# Part 1: Creation of Dataset : pair of fenced and de-fenced images

In [None]:
# Importing necesssary libraries to fence the images
import os
import cv2
import numpy as np
import random
import matplotlib.pyplot as plt
import matplotlib.image as mpimg
import shutil
from glob import glob

In [None]:
# Uncomment only to delete the output created pair_dataset
# shutil.rmtree("/kaggle/working/paired_dataset") 

In [None]:
# Define input and output directories
input_dir = '/kaggle/input/cocotest2014'
output_base_dir = '/kaggle/working/paired_dataset'
print("Using input directory:", input_dir)

In [None]:
# Step 1: Define subdirectories for train and test splits
train_input_dir  = os.path.join(output_base_dir, 'train', 'input')
train_target_dir = os.path.join(output_base_dir, 'train', 'target')
train_edge_dir   = os.path.join(output_base_dir, 'train', 'edge')

test_input_dir   = os.path.join(output_base_dir, 'test', 'input')
test_target_dir  = os.path.join(output_base_dir, 'test', 'target')
test_edge_dir    = os.path.join(output_base_dir, 'test', 'edge')

# Create directories if they don't exist
for directory in [train_input_dir, train_target_dir, train_edge_dir, 
                  test_input_dir, test_target_dir, test_edge_dir]:
    os.makedirs(directory, exist_ok=True)

print("Directories created under:", output_base_dir)

In [None]:
# Get all image paths
image_paths = glob(os.path.join(input_dir, '*.jpg'))

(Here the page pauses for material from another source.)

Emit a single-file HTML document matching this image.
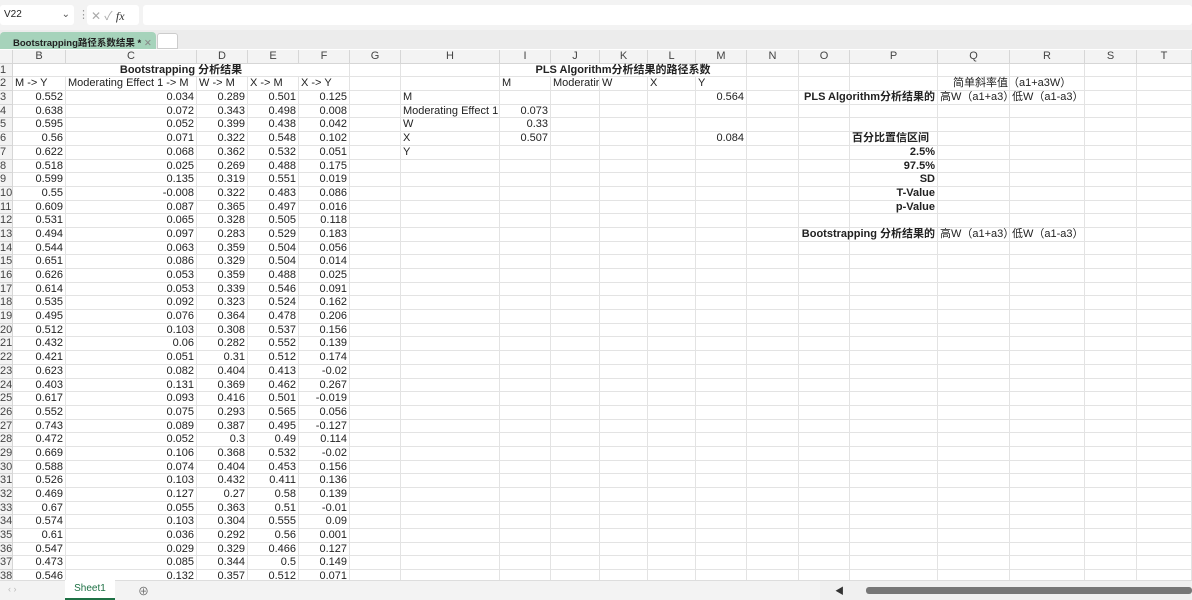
<!DOCTYPE html><html><head><meta charset="utf-8"><style>
*{margin:0;padding:0;box-sizing:border-box}
body{width:1192px;height:600px;overflow:hidden;background:#fff;font-family:"Liberation Sans","Noto Sans CJK SC",sans-serif;font-size:11px;color:#222;position:relative}
.top{position:absolute;left:0;top:0;width:1192px;height:30px;background:#f3f3f3}
.nb{position:absolute;left:0;top:5px;width:74px;height:20px;background:#fff;border-radius:3px;font-size:10px;padding:4px 4px}
.fx{position:absolute;left:87px;top:5px;width:52px;height:20px;background:#fff;border-radius:3px;color:#aaa;font-size:12px;padding:2px 4px}
.fb{position:absolute;left:143px;top:5px;width:1049px;height:20px;background:#fff;border-radius:3px}
.tabs{position:absolute;left:0;top:30px;width:1192px;height:19px;background:#ececec}
.t1{position:absolute;left:0;top:2px;width:156px;height:17px;background:#a6d3bb;border-radius:4px 4px 0 0;font-size:9.5px;font-weight:bold;padding:3px 0 0 13px;color:#222}
.t2{position:absolute;left:157px;top:3px;width:21px;height:16px;background:#fff;border:1px solid #ccc;border-radius:3px 3px 0 0}
.grid{position:absolute;left:0;top:50px}
.r{display:flex;height:13.7px}
.r span{display:block;position:relative;height:100%;border-right:1px solid #e3e3e3;border-bottom:1px solid #e3e3e3;white-space:nowrap;overflow:hidden;line-height:13px;padding:0 2px}
.h span{background:#f3f3f3;text-align:center;color:#444;border-color:#d6d6d6}
.r span:first-child{background:#f3f3f3;color:#444;padding:0;text-align:left;border-color:#d6d6d6;width:13px}
.n{text-align:right}
.b{font-weight:bold}
.r span.ov{overflow:visible}
.ov i{position:absolute;right:2px;top:0;font-style:normal}
.bot{position:absolute;left:0;top:580px;width:1192px;height:20px;background:#f3f3f3;border-top:1px solid #ddd}
</style></head><body>
<div class="top"><div class="nb">V22<span style="float:right;color:#555">⌄</span></div><span style="position:absolute;left:78px;top:8px;color:#999">⋮</span><div class="fx">✕ ✓ <i style="font-family:'Liberation Serif';color:#333">fx</i></div><div class="fb"></div></div>
<div class="tabs"><div class="t1">Bootstrapping路径系数结果 * <span style="color:#888;font-weight:normal">✕</span></div><div class="t2"></div></div>
<div class="grid" id="g"></div>
<div class="bot"><span style="position:absolute;left:8px;top:3px;color:#bbb;font-size:9px">‹ ›</span><div style="position:absolute;left:65px;top:-1px;width:50px;height:20px;background:#fff;border-bottom:2px solid #1e7145;color:#1e7145;font-size:10px;text-align:center;padding-top:3px">Sheet1</div><span style="position:absolute;left:138px;top:2px;color:#666">⊕</span><div style="position:absolute;left:820px;top:0;width:372px;height:19px;background:#f0f0f0"></div><span style="position:absolute;left:835px;top:3px;font-size:9px;color:#333">◀</span><div style="position:absolute;left:866px;top:6px;width:326px;height:7px;background:#777;border-radius:3px"></div></div>
<script>
var W=[13,53,131,51,51,51,51,99,51,49,48,48,51,52,51,88,72,75,52,55];
var L=["","B","C","D","E","F","G","H","I","J","K","L","M","N","O","P","Q","R","S","T"];
var D=`0.552 0.034 0.289 0.501 0.125
0.638 0.072 0.343 0.498 0.008
0.595 0.052 0.399 0.438 0.042
0.56 0.071 0.322 0.548 0.102
0.622 0.068 0.362 0.532 0.051
0.518 0.025 0.269 0.488 0.175
0.599 0.135 0.319 0.551 0.019
0.55 -0.008 0.322 0.483 0.086
0.609 0.087 0.365 0.497 0.016
0.531 0.065 0.328 0.505 0.118
0.494 0.097 0.283 0.529 0.183
0.544 0.063 0.359 0.504 0.056
0.651 0.086 0.329 0.504 0.014
0.626 0.053 0.359 0.488 0.025
0.614 0.053 0.339 0.546 0.091
0.535 0.092 0.323 0.524 0.162
0.495 0.076 0.364 0.478 0.206
0.512 0.103 0.308 0.537 0.156
0.432 0.06 0.282 0.552 0.139
0.421 0.051 0.31 0.512 0.174
0.623 0.082 0.404 0.413 -0.02
0.403 0.131 0.369 0.462 0.267
0.617 0.093 0.416 0.501 -0.019
0.552 0.075 0.293 0.565 0.056
0.743 0.089 0.387 0.495 -0.127
0.472 0.052 0.3 0.49 0.114
0.669 0.106 0.368 0.532 -0.02
0.588 0.074 0.404 0.453 0.156
0.526 0.103 0.432 0.411 0.136
0.469 0.127 0.27 0.58 0.139
0.67 0.055 0.363 0.51 -0.01
0.574 0.103 0.304 0.555 0.09
0.61 0.036 0.292 0.56 0.001
0.547 0.029 0.329 0.466 0.127
0.473 0.085 0.344 0.5 0.149
0.546 0.132 0.357 0.512 0.071`.split("\n").map(function(s){return s.split(" ")});
var X={};function s(r,c,t,cl){X[r+"_"+c]=[t,cl||""]}
s(2,1,"M -> Y");s(2,2,"Moderating Effect 1 -> M");s(2,3,"W -> M");s(2,4,"X -> M");s(2,5,"X -> Y");
s(2,8,"M");s(2,9,"Moderatir");s(2,10,"W");s(2,11,"X");s(2,12,"Y");
s(3,7,"M");s(3,12,"0.564","n");s(4,7,"Moderating Effect 1");s(4,8,"0.073","n");s(5,7,"W");s(5,8,"0.33","n");s(6,7,"X");s(6,8,"0.507","n");s(6,12,"0.084","n");s(7,7,"Y");
s(2,16,"简单斜率值（a1+a3W）","q");s(3,15,"PLS Algorithm分析结果的","ov b");s(3,16,"高W（a1+a3）");s(3,17,"低W（a1-a3）");
s(6,15,"百分比置信区间","b");s(7,15,"2.5%","n b");s(8,15,"97.5%","n b");s(9,15,"SD","n b");s(10,15,"T-Value","n b");s(11,15,"p-Value","n b");
s(13,15,"Bootstrapping 分析结果的","ov b");s(13,16,"高W（a1+a3）");s(13,17,"低W（a1-a3）");
var h='<div class="r h">';for(var c=0;c<20;c++)h+='<span style="width:'+W[c]+'px">'+L[c]+'</span>';h+='</div>';
for(var r=1;r<=38;r++){h+='<div class="r"><span>'+r+'</span>';
for(var c=1;c<20;c++){var t="",cl="",st="width:"+W[c]+"px";
if(r==1&&c==1){t="Bootstrapping 分析结果";cl="b";st="width:"+(53+131+51+51+51)+"px;text-align:center";h+='<span class="'+cl+'" style="'+st+'">'+t+'</span>';c=5;continue}
if(r==1&&c==7){h+='<span style="width:99px"></span><span class="b" style="width:'+(51+49+48+48+51)+'px;text-align:center;overflow:visible">PLS Algorithm分析结果的路径系数</span>';c=12;continue}
if(r>=3&&c<=5){t=D[r-3][c-1];cl="n"}
var x=X[r+"_"+c];if(x){t=x[0];cl=x[1]}
if(cl=="q"){cl="";st+=";overflow:visible;padding-left:15px"}
if(cl.indexOf("ov")>=0)t="<i>"+t+"</i>";
h+='<span class="'+cl+'" style="'+st+'">'+t+'</span>'}
h+='</div>'}
document.getElementById('g').innerHTML=h;
</script>
</body></html>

# Split data (80% train, 20% test)
split_idx = int(0.8 * len(image_paths))
train_paths = image_paths[:split_idx]
test_paths = image_paths[split_idx:]

In [None]:
# Step 2: Define Processing Function

def generate_fence(image, grid_size=(80, 40), color=(2,255, 255), thickness=4):
    fence_image = image.copy()
    dx, dy = grid_size
    h, w = fence_image.shape[:2]
    
    step_y = dy // 2
    num_rows = (h // step_y) + 2 
    
    for row in range(num_rows):
        y = row * step_y
        offset = dx // 2 if row % 2 == 1 else 0
        num_cols = (w // dx) + 2
        
        for col in range(num_cols):
            x = offset + col * dx
            top = (x, y - dy // 2)
            right = (x + dx // 2, y)
            bottom = (x, y + dy // 2)
            left = (x - dx // 2, y)
            
            pts = np.array([top, right, bottom, left], np.int32)
            pts = pts.reshape((-1, 1, 2))
            cv2.polylines(fence_image, [pts], isClosed=True, color=color, thickness=thickness)
    
    return fence_image


In [None]:
def process_and_save_image(img_path, target_size=(256, 256), out_dirs=None, filename_prefix=''):
    image = cv2.imread(img_path)
    if image is None:
        return
    image_resized = cv2.resize(image, target_size)
    image_fenced = generate_fence(image_resized)
    edge_map = cv2.Canny(image_fenced, threshold1=100, threshold2=200)
    
    target_filename = os.path.join(out_dirs['target'], f"{filename_prefix}_target.png")
    input_filename  = os.path.join(out_dirs['input'],  f"{filename_prefix}_input.png")
    edge_filename   = os.path.join(out_dirs['edge'],   f"{filename_prefix}_edge.png")
    
    cv2.imwrite(target_filename, image_resized)
    cv2.imwrite(input_filename,  image_fenced)
    cv2.imwrite(edge_filename,   edge_map)

In [None]:
# Step 3: Gather and Split the Dataset
all_image_paths = []
for root, dirs, files in os.walk(input_dir):
    for file in files:
        if file.lower().endswith(('.png', '.jpg', '.jpeg')):
            all_image_paths.append(os.path.join(root, file))
            
print(f"Found {len(all_image_paths)} images in the dataset.")

max_images = 50000  # Set to None to process all images
if max_images is not None:
    all_image_paths = all_image_paths[:max_images]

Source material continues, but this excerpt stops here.